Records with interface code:
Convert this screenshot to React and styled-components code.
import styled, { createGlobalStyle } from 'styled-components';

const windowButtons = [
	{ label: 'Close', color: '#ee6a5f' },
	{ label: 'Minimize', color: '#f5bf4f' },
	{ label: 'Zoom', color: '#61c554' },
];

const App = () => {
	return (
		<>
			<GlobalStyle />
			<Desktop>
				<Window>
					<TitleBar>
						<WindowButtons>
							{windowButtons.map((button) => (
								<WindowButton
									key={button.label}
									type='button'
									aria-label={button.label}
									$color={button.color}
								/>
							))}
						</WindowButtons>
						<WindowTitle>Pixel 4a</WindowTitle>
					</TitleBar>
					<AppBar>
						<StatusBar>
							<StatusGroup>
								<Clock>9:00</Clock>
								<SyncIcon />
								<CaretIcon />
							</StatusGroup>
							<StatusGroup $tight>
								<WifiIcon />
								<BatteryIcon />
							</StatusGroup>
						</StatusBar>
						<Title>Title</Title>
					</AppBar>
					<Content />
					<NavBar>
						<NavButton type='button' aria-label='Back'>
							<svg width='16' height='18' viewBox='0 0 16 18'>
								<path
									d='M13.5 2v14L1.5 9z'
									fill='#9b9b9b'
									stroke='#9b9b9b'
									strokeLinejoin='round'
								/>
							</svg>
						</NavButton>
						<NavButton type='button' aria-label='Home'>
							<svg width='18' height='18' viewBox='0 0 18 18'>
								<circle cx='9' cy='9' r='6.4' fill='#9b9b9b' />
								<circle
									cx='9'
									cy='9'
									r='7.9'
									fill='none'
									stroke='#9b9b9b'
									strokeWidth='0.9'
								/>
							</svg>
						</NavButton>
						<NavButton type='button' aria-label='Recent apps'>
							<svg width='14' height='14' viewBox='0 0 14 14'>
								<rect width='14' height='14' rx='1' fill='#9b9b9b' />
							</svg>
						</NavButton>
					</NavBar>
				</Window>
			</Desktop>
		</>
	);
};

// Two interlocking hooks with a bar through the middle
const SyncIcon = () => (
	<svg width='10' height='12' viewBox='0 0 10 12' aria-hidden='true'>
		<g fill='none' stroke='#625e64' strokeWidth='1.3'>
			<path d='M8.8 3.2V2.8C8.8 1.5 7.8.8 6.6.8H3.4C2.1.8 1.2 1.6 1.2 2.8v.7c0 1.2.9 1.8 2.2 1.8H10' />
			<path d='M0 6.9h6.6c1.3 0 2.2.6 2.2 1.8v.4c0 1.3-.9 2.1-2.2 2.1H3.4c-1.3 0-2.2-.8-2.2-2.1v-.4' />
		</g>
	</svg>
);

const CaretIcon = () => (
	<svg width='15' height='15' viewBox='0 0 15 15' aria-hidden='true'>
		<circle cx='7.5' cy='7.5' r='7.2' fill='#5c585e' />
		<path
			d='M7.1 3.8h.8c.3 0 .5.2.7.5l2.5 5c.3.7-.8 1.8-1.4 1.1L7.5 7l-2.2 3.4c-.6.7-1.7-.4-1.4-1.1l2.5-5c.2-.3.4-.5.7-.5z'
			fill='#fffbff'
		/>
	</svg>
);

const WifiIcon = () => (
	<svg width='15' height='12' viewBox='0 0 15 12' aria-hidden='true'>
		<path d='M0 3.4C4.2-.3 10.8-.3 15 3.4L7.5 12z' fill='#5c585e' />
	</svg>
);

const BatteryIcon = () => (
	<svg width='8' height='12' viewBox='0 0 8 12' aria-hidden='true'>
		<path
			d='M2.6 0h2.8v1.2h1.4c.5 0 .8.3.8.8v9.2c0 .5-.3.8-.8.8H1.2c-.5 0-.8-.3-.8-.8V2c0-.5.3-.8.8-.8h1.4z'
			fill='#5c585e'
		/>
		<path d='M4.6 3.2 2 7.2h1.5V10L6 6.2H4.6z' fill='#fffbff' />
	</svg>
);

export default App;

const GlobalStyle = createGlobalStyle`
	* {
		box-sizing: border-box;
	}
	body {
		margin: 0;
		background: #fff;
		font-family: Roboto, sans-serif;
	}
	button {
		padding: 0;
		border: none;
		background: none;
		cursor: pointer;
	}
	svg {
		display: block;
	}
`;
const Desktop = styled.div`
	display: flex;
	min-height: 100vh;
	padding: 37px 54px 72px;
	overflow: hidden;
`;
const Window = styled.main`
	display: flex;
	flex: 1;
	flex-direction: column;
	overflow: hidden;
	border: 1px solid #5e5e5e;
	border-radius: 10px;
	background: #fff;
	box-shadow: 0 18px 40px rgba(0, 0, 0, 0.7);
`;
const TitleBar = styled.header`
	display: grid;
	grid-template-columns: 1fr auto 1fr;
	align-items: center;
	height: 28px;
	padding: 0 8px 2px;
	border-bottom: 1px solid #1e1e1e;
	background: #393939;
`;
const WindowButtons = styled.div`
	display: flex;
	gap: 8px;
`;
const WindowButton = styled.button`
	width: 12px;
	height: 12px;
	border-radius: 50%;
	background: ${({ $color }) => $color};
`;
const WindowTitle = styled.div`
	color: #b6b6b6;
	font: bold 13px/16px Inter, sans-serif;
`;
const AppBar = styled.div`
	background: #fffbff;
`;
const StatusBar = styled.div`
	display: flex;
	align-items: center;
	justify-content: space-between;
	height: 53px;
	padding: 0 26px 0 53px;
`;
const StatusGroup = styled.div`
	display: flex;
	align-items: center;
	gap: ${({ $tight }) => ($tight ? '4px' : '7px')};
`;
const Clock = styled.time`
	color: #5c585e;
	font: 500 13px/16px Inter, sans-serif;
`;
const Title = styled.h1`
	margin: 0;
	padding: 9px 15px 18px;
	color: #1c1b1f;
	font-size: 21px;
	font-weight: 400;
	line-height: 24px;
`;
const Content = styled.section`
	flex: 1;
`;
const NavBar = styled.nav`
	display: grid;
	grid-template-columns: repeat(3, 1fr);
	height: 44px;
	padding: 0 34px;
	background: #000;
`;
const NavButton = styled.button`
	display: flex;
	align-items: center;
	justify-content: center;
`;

==

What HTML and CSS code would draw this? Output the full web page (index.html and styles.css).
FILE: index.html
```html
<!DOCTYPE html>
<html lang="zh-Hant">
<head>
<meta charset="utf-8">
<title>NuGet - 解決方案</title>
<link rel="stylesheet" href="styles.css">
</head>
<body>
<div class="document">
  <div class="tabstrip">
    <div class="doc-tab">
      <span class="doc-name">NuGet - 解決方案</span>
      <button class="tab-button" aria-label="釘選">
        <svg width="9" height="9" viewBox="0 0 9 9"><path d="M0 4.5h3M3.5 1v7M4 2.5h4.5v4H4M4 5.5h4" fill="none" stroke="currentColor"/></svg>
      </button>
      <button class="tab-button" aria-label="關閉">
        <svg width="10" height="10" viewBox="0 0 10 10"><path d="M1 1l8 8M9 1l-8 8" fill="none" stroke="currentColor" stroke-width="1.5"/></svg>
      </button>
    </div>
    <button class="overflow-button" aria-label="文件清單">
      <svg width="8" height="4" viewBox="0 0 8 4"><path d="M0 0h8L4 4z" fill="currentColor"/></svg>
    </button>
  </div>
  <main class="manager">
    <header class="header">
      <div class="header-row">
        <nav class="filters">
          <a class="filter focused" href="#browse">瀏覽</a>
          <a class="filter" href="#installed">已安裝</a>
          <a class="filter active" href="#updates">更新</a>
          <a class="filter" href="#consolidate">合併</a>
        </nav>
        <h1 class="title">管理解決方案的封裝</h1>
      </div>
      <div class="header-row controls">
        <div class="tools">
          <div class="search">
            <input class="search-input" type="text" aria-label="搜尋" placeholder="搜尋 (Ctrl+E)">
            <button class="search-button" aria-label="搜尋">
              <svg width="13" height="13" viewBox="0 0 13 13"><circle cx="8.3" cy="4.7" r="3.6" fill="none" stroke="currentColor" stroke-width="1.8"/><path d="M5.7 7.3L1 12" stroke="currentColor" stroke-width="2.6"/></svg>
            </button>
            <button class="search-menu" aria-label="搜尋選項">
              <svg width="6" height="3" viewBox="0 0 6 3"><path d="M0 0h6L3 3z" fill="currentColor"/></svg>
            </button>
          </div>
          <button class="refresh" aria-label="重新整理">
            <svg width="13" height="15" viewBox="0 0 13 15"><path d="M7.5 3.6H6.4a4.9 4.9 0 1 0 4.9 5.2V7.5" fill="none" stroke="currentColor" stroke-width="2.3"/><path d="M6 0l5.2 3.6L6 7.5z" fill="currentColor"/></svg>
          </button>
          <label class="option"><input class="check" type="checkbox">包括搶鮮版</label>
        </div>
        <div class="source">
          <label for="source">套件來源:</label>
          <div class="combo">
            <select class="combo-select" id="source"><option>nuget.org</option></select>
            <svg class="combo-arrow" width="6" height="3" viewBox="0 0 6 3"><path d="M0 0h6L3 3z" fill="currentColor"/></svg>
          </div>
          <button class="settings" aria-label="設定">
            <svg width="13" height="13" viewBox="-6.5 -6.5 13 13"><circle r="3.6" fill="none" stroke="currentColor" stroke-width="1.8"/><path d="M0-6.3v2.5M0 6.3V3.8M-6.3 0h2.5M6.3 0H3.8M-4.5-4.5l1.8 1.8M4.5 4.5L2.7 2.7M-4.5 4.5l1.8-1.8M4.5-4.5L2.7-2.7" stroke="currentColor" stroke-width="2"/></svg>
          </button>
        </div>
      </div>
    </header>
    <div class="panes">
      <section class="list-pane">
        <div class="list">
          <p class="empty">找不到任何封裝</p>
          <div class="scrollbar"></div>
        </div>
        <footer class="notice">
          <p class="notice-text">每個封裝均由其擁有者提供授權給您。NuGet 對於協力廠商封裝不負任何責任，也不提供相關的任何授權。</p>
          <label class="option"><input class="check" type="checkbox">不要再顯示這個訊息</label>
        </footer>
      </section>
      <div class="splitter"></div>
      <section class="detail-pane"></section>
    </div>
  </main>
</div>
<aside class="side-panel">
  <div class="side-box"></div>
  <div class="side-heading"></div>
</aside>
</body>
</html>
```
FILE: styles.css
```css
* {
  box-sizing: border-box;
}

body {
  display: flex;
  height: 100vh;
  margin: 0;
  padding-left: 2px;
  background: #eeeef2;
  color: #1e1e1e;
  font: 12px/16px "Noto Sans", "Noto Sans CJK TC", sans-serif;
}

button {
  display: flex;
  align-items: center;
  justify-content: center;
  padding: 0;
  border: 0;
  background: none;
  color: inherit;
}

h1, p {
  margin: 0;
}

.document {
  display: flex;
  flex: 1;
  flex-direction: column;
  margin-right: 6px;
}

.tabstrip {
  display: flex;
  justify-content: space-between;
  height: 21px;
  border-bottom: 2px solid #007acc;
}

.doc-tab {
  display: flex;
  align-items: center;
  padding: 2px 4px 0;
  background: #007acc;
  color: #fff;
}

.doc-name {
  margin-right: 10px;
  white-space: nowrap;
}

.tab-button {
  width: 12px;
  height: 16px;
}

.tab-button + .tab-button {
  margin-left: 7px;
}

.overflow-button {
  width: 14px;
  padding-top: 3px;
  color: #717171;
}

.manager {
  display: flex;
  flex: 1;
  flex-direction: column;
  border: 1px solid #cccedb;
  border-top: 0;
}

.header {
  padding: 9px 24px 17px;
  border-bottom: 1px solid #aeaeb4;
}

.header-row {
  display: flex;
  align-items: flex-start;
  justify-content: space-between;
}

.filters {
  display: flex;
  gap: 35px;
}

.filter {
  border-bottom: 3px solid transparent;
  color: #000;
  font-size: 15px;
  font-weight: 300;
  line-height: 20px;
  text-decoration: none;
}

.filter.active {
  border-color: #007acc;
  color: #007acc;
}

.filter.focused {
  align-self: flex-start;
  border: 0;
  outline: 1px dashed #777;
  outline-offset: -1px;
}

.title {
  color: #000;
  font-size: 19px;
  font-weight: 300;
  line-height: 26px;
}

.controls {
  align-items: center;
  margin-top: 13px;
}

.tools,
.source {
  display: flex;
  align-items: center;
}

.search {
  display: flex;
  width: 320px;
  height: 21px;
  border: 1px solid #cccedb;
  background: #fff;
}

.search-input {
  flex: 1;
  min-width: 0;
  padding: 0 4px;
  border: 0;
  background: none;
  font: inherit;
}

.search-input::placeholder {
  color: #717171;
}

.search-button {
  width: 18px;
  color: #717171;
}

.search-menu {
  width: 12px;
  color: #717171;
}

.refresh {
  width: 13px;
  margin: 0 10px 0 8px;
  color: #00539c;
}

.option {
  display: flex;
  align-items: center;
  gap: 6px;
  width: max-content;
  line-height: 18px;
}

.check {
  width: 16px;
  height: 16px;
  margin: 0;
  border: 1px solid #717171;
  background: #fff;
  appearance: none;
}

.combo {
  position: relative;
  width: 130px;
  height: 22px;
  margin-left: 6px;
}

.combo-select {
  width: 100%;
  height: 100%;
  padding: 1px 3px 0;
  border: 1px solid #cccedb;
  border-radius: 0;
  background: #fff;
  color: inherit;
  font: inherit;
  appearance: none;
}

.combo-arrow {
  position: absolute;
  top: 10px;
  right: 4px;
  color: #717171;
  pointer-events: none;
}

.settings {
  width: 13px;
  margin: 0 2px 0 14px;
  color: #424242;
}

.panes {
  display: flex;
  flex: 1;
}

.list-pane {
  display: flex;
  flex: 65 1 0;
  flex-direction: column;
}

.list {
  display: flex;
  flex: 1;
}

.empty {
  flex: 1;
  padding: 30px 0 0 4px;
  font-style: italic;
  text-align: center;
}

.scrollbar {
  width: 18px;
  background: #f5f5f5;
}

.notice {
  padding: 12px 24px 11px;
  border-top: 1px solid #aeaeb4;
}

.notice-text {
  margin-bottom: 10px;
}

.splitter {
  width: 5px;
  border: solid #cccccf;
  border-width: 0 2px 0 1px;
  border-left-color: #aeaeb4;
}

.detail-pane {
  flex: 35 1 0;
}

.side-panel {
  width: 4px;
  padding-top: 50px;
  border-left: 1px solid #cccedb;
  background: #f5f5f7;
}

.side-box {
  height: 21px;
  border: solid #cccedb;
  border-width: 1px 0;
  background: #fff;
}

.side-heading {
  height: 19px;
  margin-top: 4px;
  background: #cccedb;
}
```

## [Challenge]
Collect the lines of the records that include the string "styles".

## [Problem solution]
What HTML and CSS code would draw this? Output the full web page (index.html and styles.css).
<link rel="stylesheet" href="styles.css">
FILE: styles.css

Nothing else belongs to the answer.